3.6 Signs and Lighting. No signs or displays shall be created on any Site, other than the following:
(a) Signs identifying the name, building and business of any person or firm occupying a Site, the size, design and color of which has been specifically approved by Declarant in writing; and
(b) Offering a Site for sale or lease if Declarant has specifically approved said signs in writing.
All signs and displays shall be located below the roof line of the building and shall comply with all applicable laws and ordinances. Lighting shall be restricted to parking and security lights, fire lighting and low-level sign illumination and floodlighting of buildings or landscaping. All lighting shall be shielded and contained within property lines.
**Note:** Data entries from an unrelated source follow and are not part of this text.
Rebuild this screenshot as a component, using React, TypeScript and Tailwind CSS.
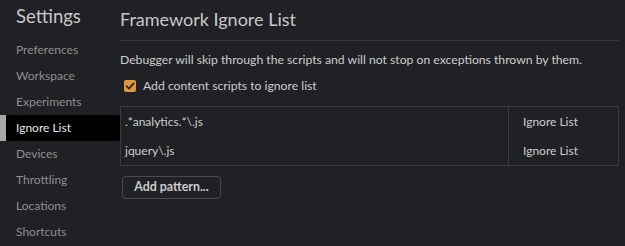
const navItems = [
	"Preferences",
	"Workspace",
	"Experiments",
	"Ignore List",
	"Devices",
	"Throttling",
	"Locations",
	"Shortcuts",
];

const patterns = [".*analytics.*\\.js", "jquery\\.js"];

function CheckIcon() {
	return (
		<svg width="10" height="10" viewBox="0 0 10 10" fill="none">
			<path d="M1.5 5.2 L4 7.6 L8.6 2.4" stroke="#2a2a2a" strokeWidth="1.8" strokeLinecap="round" strokeLinejoin="round" />
		</svg>
	);
}

export default function App() {
	const active = "Ignore List";

	return (
		<div className="flex h-[246px] w-[625px] overflow-hidden bg-[#202124] font-['Lato','Noto_Sans',sans-serif] text-[#cdcdcd]">
			<aside className="w-[120px] shrink-0">
				<h1 className="flex h-[37px] items-center pl-4 pb-[3px] text-[18.5px] text-[#c8c8c8]">Settings</h1>
				<nav className="flex flex-col">
					{navItems.map((item) =>
						item === active ? (
							<div key={item} className="flex h-[26px] items-center bg-black text-[12px] text-[#e6e6e6]">
								<span className="h-full w-[6px] bg-[#a8a8a8]" />
								<span className="pl-[10px]">{item}</span>
							</div>
						) : (
							<div key={item} className="flex h-[26px] items-center pl-4 text-[12px] text-[#8e8e8e]">
								{item}
							</div>
						)
					)}
				</nav>
			</aside>
			<main className="flex-1 pr-[6px]">
				<header className="flex h-[41px] items-center border-b border-[#37373a] pb-[2px] text-[18px] text-[#c8c8c8]">
					Framework Ignore List
				</header>
				<p className="mt-[11px] h-4 text-[12.2px] leading-4">
					Debugger will skip through the scripts and will not stop on exceptions thrown by them.
				</p>
				<label className="mt-[10px] flex h-4 items-center gap-[7px] pl-1 text-[12.2px]">
					<span className="flex h-[12px] w-[12px] items-center justify-center rounded-[2px] bg-[#e3973a]">
						<CheckIcon />
					</span>
					Add content scripts to ignore list
				</label>
				<div className="mt-[12px] border border-[#3a3a3d]">
					{patterns.map((p) => (
						<div key={p} className="flex h-[29px] items-center text-[12px]">
							<div className="flex-1 pl-[4px]">{p}</div>
							<div className="flex h-full w-[110px] items-center border-l border-[#3a3a3d] pl-[14px]">Ignore List</div>
						</div>
					))}
				</div>
				<button className="mt-[10px] ml-[2px] h-[23px] w-[99px] rounded-[4px] border border-[#4a4a4d] text-[12.4px] font-bold text-[#cccccc]">
					Add pattern...
				</button>
			</main>
		</div>
	);
}
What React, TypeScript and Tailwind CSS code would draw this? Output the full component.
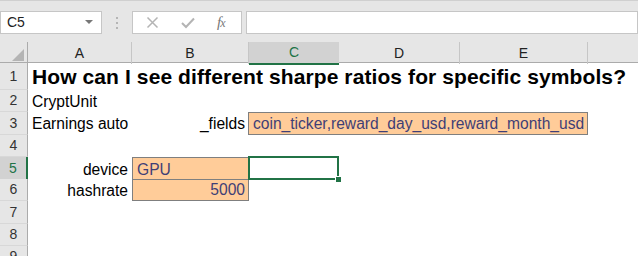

3.7 Parking Areas. Adequate parking on a Site shall be provided to accommodate all parking needs for employees, visitors and company vehicles. There shall also be adequate areas provided for truck loading and unloading. The intent of this provision is to eliminate the need for any on-street parking. If parking or loading requirements increase as a result of a change in use or number of employees, additional offstreet parking shall be provided to satisfy the intent of this section.
3.8 Building Regulations. Any building erected on a Site shall conform to the following construction practices:
(a) Exterior walls of sheet or corrugated iron, steel, aluminum or asbestos will be permitted only upon specific approval in writing by Declarant.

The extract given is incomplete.